Patent Act, 1970 was amended for the first time in 1999 and for the second time in 2002 which came into effect from May 20, 2003. The third amendment is slated to provide patent product regime in pharmaceuticals, food and chemicals, including agro-chemicals. Granting patent rights over micro-organisms, microbiological and non-biological processes for production of plants and animals are also likely to be covered under the third amendment.
Though India opted for sui generis system for protection of varieties and enacted a law for the purpose, it is likely that the transgenic seeds developed through human intervention may be covered under the new patent regime. The biotech industry in the country is eager to seek such a protection citing Article 27 of the TRIPS agreement. The TRIPS agreement has stipulated three criteria for patent rights namely novelty, inventive step and utility. In tune with Article 27, the second amendment to the Patent Act effected from May 20, 2003 has inserted a new definition of ‘invention’ which reads : "invention means new product or process involving an inventive step and capable of industrial applications." Though the second amendment has excluded plants from the patent regime, it says that biotechnological processes to develop unique plants can be covered under patents.

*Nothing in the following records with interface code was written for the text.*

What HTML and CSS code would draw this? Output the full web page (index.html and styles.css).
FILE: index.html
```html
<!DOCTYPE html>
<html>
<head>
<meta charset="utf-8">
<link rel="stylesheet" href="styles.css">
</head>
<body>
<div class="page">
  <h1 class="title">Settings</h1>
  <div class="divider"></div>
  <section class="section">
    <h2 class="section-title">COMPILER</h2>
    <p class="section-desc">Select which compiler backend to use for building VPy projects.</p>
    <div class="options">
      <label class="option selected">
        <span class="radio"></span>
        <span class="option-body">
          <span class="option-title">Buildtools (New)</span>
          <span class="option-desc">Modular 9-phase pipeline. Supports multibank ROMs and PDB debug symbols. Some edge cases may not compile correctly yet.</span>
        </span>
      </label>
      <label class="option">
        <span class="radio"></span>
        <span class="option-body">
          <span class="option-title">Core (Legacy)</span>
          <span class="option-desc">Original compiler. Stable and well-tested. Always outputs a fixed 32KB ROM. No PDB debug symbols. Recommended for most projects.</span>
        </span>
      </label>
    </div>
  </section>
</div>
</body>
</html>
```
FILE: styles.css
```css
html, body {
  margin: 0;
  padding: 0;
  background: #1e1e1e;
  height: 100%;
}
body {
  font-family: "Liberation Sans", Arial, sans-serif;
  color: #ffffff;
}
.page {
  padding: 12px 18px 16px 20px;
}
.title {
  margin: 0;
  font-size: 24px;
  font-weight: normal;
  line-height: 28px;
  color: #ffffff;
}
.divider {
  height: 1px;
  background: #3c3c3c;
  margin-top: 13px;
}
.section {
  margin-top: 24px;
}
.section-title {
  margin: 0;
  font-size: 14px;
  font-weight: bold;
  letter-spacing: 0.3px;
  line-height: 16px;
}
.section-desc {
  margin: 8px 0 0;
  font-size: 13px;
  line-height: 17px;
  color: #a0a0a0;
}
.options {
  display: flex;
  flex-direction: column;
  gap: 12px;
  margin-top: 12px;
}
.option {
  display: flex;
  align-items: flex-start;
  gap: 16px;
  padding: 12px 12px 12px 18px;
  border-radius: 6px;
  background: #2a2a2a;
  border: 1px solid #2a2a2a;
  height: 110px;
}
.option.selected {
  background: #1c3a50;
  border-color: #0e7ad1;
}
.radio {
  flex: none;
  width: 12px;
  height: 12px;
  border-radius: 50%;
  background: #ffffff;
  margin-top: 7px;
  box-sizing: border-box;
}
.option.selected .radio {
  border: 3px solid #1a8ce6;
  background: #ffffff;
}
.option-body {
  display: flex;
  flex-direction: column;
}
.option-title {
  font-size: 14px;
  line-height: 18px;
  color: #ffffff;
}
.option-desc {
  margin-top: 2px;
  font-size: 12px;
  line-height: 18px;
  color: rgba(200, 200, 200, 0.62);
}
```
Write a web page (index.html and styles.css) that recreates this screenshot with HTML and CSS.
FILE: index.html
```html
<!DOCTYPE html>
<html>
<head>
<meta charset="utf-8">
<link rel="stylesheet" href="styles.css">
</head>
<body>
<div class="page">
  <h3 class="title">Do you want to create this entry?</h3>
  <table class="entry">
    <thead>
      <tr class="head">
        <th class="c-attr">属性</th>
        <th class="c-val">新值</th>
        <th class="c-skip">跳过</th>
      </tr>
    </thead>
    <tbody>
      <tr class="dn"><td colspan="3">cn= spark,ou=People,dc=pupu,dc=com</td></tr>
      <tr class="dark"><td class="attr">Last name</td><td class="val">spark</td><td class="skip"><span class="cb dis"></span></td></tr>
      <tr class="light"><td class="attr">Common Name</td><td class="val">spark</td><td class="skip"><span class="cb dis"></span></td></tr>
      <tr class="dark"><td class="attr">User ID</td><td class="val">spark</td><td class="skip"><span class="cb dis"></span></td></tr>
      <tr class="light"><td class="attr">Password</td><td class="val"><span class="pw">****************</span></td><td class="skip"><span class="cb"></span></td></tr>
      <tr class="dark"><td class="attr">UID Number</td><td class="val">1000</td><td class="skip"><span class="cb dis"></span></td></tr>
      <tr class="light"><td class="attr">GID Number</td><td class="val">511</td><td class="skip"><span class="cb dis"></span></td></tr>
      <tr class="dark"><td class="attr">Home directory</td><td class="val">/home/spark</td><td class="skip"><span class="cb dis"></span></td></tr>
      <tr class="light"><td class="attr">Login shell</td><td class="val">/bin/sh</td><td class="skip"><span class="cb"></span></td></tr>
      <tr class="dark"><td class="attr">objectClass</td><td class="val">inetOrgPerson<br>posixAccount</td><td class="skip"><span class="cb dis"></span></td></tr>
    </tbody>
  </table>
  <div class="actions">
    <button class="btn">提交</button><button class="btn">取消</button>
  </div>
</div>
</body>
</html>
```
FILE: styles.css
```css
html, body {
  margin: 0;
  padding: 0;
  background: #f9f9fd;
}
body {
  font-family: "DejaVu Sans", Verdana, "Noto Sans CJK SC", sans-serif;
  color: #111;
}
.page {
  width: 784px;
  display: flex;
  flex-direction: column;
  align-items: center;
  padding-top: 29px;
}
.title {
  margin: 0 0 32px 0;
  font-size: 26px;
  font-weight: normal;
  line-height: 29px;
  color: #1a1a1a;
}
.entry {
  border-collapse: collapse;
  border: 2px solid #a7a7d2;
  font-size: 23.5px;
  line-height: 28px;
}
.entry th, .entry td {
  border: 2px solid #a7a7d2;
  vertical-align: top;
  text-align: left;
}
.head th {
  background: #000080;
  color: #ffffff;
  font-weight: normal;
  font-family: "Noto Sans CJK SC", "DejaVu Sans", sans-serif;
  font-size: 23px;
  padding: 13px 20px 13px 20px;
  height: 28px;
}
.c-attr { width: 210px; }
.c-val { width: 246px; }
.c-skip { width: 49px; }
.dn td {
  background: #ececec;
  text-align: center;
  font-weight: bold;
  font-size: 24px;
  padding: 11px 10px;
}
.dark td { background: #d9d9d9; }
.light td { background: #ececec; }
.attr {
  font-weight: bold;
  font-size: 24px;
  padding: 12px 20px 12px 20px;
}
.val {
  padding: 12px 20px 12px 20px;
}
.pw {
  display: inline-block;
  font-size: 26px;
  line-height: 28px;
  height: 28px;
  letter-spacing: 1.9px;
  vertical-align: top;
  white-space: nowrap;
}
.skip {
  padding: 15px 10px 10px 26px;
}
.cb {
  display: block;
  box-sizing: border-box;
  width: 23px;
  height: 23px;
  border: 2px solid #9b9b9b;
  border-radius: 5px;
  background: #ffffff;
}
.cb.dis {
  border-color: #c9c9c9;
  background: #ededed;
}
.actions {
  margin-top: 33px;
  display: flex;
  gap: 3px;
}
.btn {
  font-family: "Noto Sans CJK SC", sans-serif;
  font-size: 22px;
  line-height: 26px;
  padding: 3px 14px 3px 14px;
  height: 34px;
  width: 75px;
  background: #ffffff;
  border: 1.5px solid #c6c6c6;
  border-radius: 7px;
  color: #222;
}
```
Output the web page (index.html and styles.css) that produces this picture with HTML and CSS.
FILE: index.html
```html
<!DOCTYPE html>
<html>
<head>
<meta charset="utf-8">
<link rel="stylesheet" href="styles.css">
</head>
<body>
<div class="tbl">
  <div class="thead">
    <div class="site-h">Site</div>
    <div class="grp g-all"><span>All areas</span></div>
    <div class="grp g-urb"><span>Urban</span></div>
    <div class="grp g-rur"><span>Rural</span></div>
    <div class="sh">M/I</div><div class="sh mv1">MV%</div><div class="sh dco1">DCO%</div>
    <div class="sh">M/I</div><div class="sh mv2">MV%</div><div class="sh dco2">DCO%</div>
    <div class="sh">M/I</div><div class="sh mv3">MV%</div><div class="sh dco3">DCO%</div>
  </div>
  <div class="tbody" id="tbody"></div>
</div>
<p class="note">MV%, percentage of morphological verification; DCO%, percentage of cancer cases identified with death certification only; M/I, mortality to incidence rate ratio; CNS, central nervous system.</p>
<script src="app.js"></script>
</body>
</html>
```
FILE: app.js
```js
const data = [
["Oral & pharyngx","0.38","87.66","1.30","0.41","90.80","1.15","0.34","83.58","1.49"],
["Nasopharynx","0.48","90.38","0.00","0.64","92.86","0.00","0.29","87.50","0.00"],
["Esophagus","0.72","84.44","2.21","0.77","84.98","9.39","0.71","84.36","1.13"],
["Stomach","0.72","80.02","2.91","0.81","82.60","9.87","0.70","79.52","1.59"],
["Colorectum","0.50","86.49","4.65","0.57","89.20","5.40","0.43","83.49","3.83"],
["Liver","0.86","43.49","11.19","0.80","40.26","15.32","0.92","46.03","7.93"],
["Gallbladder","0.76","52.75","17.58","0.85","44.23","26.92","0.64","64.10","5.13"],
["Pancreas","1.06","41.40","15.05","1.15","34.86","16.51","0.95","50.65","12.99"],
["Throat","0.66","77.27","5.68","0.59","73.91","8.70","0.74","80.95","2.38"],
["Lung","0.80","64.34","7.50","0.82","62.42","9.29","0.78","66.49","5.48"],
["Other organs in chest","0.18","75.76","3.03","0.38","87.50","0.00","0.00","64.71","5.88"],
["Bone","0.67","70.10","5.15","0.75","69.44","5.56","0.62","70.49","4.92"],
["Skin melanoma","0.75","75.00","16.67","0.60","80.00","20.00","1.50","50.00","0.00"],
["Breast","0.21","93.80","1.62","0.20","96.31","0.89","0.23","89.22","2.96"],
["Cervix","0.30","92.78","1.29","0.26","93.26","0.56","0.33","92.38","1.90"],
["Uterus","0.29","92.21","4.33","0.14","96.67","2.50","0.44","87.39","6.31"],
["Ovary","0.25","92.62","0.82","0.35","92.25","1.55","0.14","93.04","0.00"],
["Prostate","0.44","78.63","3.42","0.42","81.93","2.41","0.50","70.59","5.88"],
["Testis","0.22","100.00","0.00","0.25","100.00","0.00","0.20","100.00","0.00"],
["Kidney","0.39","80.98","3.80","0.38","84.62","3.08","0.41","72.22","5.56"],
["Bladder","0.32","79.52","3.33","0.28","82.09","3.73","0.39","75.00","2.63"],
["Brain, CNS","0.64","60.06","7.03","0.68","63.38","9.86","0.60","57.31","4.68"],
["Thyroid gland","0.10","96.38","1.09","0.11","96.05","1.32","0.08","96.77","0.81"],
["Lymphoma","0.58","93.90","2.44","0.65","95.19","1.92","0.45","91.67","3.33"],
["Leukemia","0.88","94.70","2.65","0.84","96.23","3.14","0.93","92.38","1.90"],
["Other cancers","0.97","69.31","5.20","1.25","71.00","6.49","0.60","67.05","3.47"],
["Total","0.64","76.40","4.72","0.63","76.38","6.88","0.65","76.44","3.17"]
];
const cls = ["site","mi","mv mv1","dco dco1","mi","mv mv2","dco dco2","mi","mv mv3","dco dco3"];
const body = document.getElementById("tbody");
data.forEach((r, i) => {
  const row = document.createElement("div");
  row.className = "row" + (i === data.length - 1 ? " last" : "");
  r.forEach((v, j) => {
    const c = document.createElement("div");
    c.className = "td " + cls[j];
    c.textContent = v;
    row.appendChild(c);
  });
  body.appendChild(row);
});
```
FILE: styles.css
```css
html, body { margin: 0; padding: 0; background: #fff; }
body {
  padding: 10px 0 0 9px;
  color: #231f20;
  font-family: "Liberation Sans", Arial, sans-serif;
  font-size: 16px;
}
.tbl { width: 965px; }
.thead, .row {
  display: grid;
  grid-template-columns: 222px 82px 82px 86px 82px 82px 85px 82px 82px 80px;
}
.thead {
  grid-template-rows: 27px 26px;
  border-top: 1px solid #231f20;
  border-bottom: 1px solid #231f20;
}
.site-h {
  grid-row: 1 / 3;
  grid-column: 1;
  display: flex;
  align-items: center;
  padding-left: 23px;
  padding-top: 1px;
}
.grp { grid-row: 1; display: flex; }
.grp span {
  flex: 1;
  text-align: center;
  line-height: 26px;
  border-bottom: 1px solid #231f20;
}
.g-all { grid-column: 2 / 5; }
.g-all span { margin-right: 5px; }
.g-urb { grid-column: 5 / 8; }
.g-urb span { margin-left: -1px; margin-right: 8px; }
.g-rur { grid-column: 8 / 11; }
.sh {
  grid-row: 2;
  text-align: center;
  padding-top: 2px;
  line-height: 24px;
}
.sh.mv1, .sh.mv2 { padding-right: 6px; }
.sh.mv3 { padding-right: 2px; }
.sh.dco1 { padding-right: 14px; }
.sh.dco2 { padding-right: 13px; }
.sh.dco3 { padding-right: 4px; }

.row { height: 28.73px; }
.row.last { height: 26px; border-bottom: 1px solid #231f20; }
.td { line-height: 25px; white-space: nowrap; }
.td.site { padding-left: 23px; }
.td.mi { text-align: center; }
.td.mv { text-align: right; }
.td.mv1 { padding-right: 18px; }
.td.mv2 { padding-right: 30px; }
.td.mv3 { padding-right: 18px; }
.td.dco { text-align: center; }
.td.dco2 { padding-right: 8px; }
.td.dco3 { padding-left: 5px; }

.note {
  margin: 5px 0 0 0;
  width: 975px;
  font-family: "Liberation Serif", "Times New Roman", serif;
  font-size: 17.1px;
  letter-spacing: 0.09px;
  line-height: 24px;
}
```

Keeping in view the past events and likely developments in the near future, the upcoming third amendment to the Patent Act may, therefore, pose new challenges before the farm sector. In this context, the policymakers has a duty to ensure that several protections given to farmers like for saving seeds for the next season under the Plant Varieties Protection & Farmers' Rights Act are not diluted. Similarly the community rights ensured under National Biodiversity Act should not be ignored. The challenge, therefore, before the government is to develop a holistic view of the entire intellectual property rights (IPR) regime in the country. The second amendment to the Patent Act has a provision for disclosure of the geographical origin of the biological material and notifying certain depositories for biological inventions.
The TRIPS agreement has not defined micro-organisms and microbiological processes. Here the question is whether the micro-organisms existing freely are patentable or their mere isolation in pure form are patentable or human intervention in establishing a level of novelty in the discovered micro-organism is needed for patenting. The USPTO verdict of the case Diamond vs Chakraborty in 1980 establishes that human intervention leading to a novelty in expression can be patented. It says : "respondent's mico-organism plainly qualifies as patentable subject matter. His claims is not to a hitherto unknown natural phenomenon, but to a non-naturally occurring manufacture or composition of matter - a product of human ingenuity having a distinctive name, character and use... His discovery is not nature’s handiwork, but his own..."
Next question is whether a product produced by a micro-organism which is known can be patentable or the process is patentable. In absence of clear definition of micro-organism and micro-biological process in the TRIPS agreement, the country’s policymakers need to drawn a distinctive line between the the product of human intervention leading to novelty and those freely occurring in nature.
Claims in gene patent applications may pertain to genes or partial DNA sequences, proteins encoded by these genes, vectors used for transfer of genes, genetically modified micro-organisms, cells, plants and animals and the process of developing a transgenic product. These may lead to multiple rights owned by multiple actors called patent thickets over a final product. Hence there are problems of not only patent thickets, but also of royalty stacking and reach-trough claims. Reach-through claims are research tool patents such as patents on markers, assays, receptors, transgenic animals. Reach-trough claims results in royalty stacking. These complexities need to be resolved so that the farmers does not end up paying heavy sum in royalty.
The food sector in the country will also have to face new challenges in the new patent regime.
Different processes and products will become patentable. There is, therefore, a need to document all the traditional processes as well as products with a view to reduce the number of controversies over claims for patent rights.